The Spiritual Application
Do you think new converts might be in a similar stage as a newborn infant? They are extremely needy, but they don’t even yet know how to express their needs. They need to be in a family with mature Christians who can anticipate their needs and provide them without them even asking. They need spiritual parents who will care for them, nurturing them, teaching them they can trust the brethren and they can trust God. I can’t begin to suggest for how many years this stage is normal.
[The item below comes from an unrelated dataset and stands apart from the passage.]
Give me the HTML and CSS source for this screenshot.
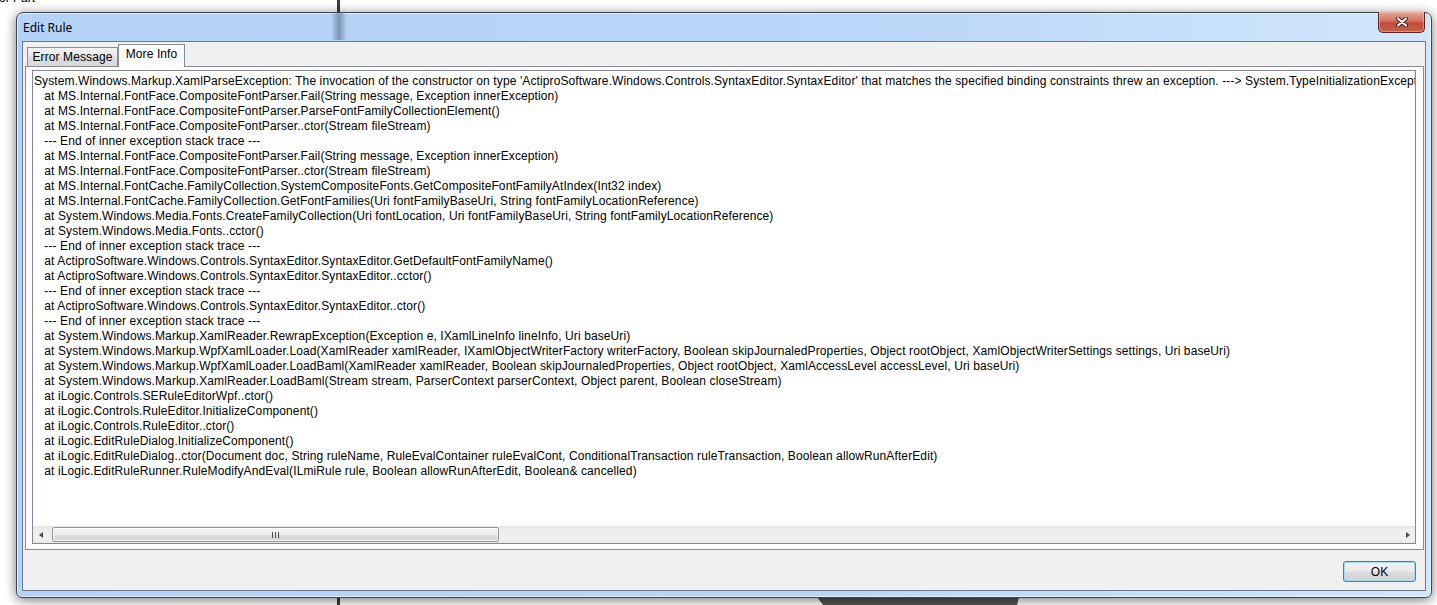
FILE: index.html
```html
<!DOCTYPE html>
<html lang="en">
<head>
  <meta charset="UTF-8" />
  <title>Edit Rule</title>
  <link rel="stylesheet" href="styles.css">
</head>
<body>
  <div class="desktop">
    <div class="bg-text">or Part</div>
    <div class="bg-line"></div>
    <div class="bg-shape"></div>

    <div class="window">
      <div class="titlebar">
        <span class="title">Edit Rule</span>
        <div class="glass-band"></div>
        <div class="close">
          <svg width="14" height="10" viewBox="0 0 14 10">
            <path d="M3 1.5 L11 8.5 M11 1.5 L3 8.5" stroke="#3b1a1a" stroke-width="4" stroke-linecap="round" fill="none"/>
            <path d="M3 1.5 L11 8.5 M11 1.5 L3 8.5" stroke="#fff" stroke-width="2.2" stroke-linecap="round" fill="none"/>
          </svg>
        </div>
      </div>

      <div class="client">
        <div class="tabs">
          <div class="tab tab-err">Error Message</div>
          <div class="tab active">More Info</div>
        </div>
        <div class="tab-panel">
          <div class="textbox">
<div class="trace">System.Windows.Markup.XamlParseException: The invocation of the constructor on type 'ActiproSoftware.Windows.Controls.SyntaxEditor.SyntaxEditor' that matches the specified binding constraints threw an exception. ---&gt; System.TypeInitializationException: The type initializer for 'ActiproSoftware.Windows.Controls.SyntaxEditor.SyntaxEditor' threw an exception.
   at MS.Internal.FontFace.CompositeFontParser.Fail(String message, Exception innerException)
   at MS.Internal.FontFace.CompositeFontParser.ParseFontFamilyCollectionElement()
   at MS.Internal.FontFace.CompositeFontParser..ctor(Stream fileStream)
   --- End of inner exception stack trace ---
   at MS.Internal.FontFace.CompositeFontParser.Fail(String message, Exception innerException)
   at MS.Internal.FontFace.CompositeFontParser..ctor(Stream fileStream)
   at MS.Internal.FontCache.FamilyCollection.SystemCompositeFonts.GetCompositeFontFamilyAtIndex(Int32 index)
   at MS.Internal.FontCache.FamilyCollection.GetFontFamilies(Uri fontFamilyBaseUri, String fontFamilyLocationReference)
   at System.Windows.Media.Fonts.CreateFamilyCollection(Uri fontLocation, Uri fontFamilyBaseUri, String fontFamilyLocationReference)
   at System.Windows.Media.Fonts..cctor()
   --- End of inner exception stack trace ---
   at ActiproSoftware.Windows.Controls.SyntaxEditor.SyntaxEditor.GetDefaultFontFamilyName()
   at ActiproSoftware.Windows.Controls.SyntaxEditor.SyntaxEditor..cctor()
   --- End of inner exception stack trace ---
   at ActiproSoftware.Windows.Controls.SyntaxEditor.SyntaxEditor..ctor()
   --- End of inner exception stack trace ---
   at System.Windows.Markup.XamlReader.RewrapException(Exception e, IXamlLineInfo lineInfo, Uri baseUri)
   at System.Windows.Markup.WpfXamlLoader.Load(XamlReader xamlReader, IXamlObjectWriterFactory writerFactory, Boolean skipJournaledProperties, Object rootObject, XamlObjectWriterSettings settings, Uri baseUri)
   at System.Windows.Markup.WpfXamlLoader.LoadBaml(XamlReader xamlReader, Boolean skipJournaledProperties, Object rootObject, XamlAccessLevel accessLevel, Uri baseUri)
   at System.Windows.Markup.XamlReader.LoadBaml(Stream stream, ParserContext parserContext, Object parent, Boolean closeStream)
   at iLogic.Controls.SERuleEditorWpf..ctor()
   at iLogic.Controls.RuleEditor.InitializeComponent()
   at iLogic.Controls.RuleEditor..ctor()
   at iLogic.EditRuleDialog.InitializeComponent()
   at iLogic.EditRuleDialog..ctor(Document doc, String ruleName, RuleEvalContainer ruleEvalCont, ConditionalTransaction ruleTransaction, Boolean allowRunAfterEdit)
   at iLogic.EditRuleRunner.RuleModifyAndEval(ILmiRule rule, Boolean allowRunAfterEdit, Boolean&amp; cancelled)</div>
            <div class="hscroll">
              <div class="sb-btn"><span class="arrow-left"></span></div>
              <div class="sb-track">
                <div class="sb-thumb">
                  <svg width="8" height="6" viewBox="0 0 8 6">
                    <path d="M0.5 0 V6 M3.5 0 V6 M6.5 0 V6" stroke="#4d4d4d" stroke-width="1" fill="none"/>
                  </svg>
                </div>
              </div>
              <div class="sb-btn"><span class="arrow-right"></span></div>
            </div>
          </div>
        </div>
        <div class="footer">
          <button class="ok">OK</button>
        </div>
      </div>
    </div>
  </div>
</body>
</html>
```

FILE: styles.css
```css
* { box-sizing: border-box; }
body { margin: 0; background: #fff; font-family: "Liberation Sans", Arial, sans-serif; font-size: 12px; color: #000; overflow: hidden; }
.desktop { position: relative; width: 1437px; height: 605px; overflow: hidden; background: #fff; }

/* things behind the dialog */
.bg-text { position: absolute; left: -1px; top: -8px; font-size: 12px; line-height: 12px; }
.bg-line { position: absolute; left: 337px; top: 0; width: 3px; height: 605px; background: #3a3a3a; }
.bg-shape { position: absolute; left: 817px; top: 597px; width: 202px; height: 8px; background: #555; clip-path: polygon(0 0, 100% 0, 99% 100%, 3% 100%); }

/* dialog frame */
.window { position: absolute; left: 16px; top: 12px; width: 1416px; height: 586px; padding: 0 5px 6px; display: flex; flex-direction: column;
  border: 1px solid #3d4753; border-radius: 7px 7px 6px 6px;
  background: linear-gradient(90deg, #b3d2f5, #b9d7f8 60%, #d2e6fb);
  box-shadow: inset 0 0 0 1px rgba(255,255,255,0.55), 0 2px 12px rgba(0,0,0,0.55); }
.titlebar { position: relative; height: 28px; flex: none; display: flex; align-items: center; padding-left: 1px; }
.title { font-family: "Noto Sans", "Open Sans", sans-serif; font-size: 12px; position: relative; z-index: 1; }
.glass-band { position: absolute; left: 309px; top: -1px; width: 16px; height: 28px; background: linear-gradient(90deg, rgba(60,80,110,0), rgba(60,80,110,0.45) 45%, rgba(60,80,110,0.45) 55%, rgba(60,80,110,0)); }
.close { position: absolute; right: 1px; top: -1px; width: 47px; height: 21px; display: flex; align-items: center; justify-content: center;
  border: 1px solid #5b2424; border-top: none; border-radius: 0 0 5px 5px;
  background: linear-gradient(#e6a898, #d0725f 45%, #c14a3a 55%, #c8614c);
  box-shadow: inset 0 0 0 1px rgba(255,200,190,0.45); }

/* client area */
.client { flex: none; height: 550px; border: 1px solid #6b7a8c; background: #f0f0f0; padding: 2px 1px 0 2px; display: flex; flex-direction: column; }
.tabs { height: 22px; flex: none; display: flex; align-items: flex-end; padding-left: 2px; position: relative; z-index: 1; }
.tab { height: 19px; border: 1px solid #898c95; border-bottom: none; text-align: center; line-height: 18px; letter-spacing: 0.1px;
  background: linear-gradient(#f3f3f3, #e8e8e8 45%, #dcdcdc 55%, #d9d9d9); }
.tab-err { width: 91px; }
.tab.active { width: 67px; height: 23px; margin-bottom: -1px; background: #fcfcfc; line-height: 18px; }

.tab-panel { height: 484px; flex: none; border: 1px solid #898c95; background: #fcfcfc; padding: 3px 7px 5px 6px; }
.textbox { height: 474px; border: 1px solid #828790; background: #fff; display: flex; flex-direction: column; overflow: hidden; }
.trace { flex: 1; overflow: hidden; white-space: pre; padding: 3px 0 0 1px; line-height: 15px; letter-spacing: 0.11px; }

/* horizontal scrollbar */
.hscroll { height: 17px; flex: none; display: flex; background: linear-gradient(#e4e4e4, #eeeeee 20%, #f0f0f0 80%, #e8e8e8); }
.sb-btn { width: 17px; flex: none; display: flex; align-items: center; justify-content: center; }
.arrow-left { width: 0; height: 0; border-top: 3.5px solid transparent; border-bottom: 3.5px solid transparent; border-right: 4px solid #4a4a4a; margin-left: -1px; }
.arrow-right { width: 0; height: 0; border-top: 3.5px solid transparent; border-bottom: 3.5px solid transparent; border-left: 4px solid #4a4a4a; margin-left: 2px; }
.sb-track { flex: 1; padding: 1px 0 1px 2px; }
.sb-thumb { width: 447px; height: 15px; border: 1px solid #979797; border-radius: 2px; display: flex; align-items: center; justify-content: center;
  background: linear-gradient(#f5f5f5, #ececec 50%, #dcdcdc 55%, #d5d5d5);
  box-shadow: inset 0 0 0 1px rgba(255,255,255,0.7); }

/* footer */
.footer { flex: 1; display: flex; justify-content: flex-end; align-items: flex-start; padding: 11px 8px 0 0; }
.ok { width: 73px; height: 21px; padding: 0; font: 12px "Liberation Sans", Arial, sans-serif; color: #000;
  border: 1px solid #3c7fb1; border-radius: 3px;
  background: linear-gradient(#f2f2f2, #ebebeb 45%, #dddddd 55%, #d2d2d2);
  box-shadow: inset 0 0 0 1px #a6dbf7; }
```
However, I can suggest that perhaps more Christians need more mature brethren to demonstrate that the newborn in the faith are the sparkle of our eyes, that we are overjoyed to have them in our presence. What might smiles, hugs, and listening ears accomplish for these new Christians? New Christians need more mature Christians who build strong bonds of unconditional love (emphasize unconditional love–not love until they have a relapse into their favorite pre-baptism sin). Infants in Christ need more mature Christians who discover the babe’s unique identity and strengths. These things might go a longer way to producing spiritual maturity than simply dropping them in a New Converts class and attempting to fill their heads with all the right answers to all the right questions. Babes in Christ need relationships. They will develop their relationship with God as they develop their relationship with other Christians.
Of course, we can’t give what we don’t have. If the congregation has no one at a parent or elder level maturity, there is going to be a problem. The church will then be filled only with people seeking others to care for them or who can only take care of themselves. That is a hurting place to be.
Ephesians 4:13 says we need to develop to mature manhood. If we are stuck in the infant stage, we need to do some work. We need to find some “parents” who can help us get unstuck and move past our wounds and hurts. Be honest with yourself. If you see yourself in that “adult infant” paragraph, seek some mature person out to help you grow.
I hope we can start a discussion here. How do we get beyond infanthood if we are stuck there?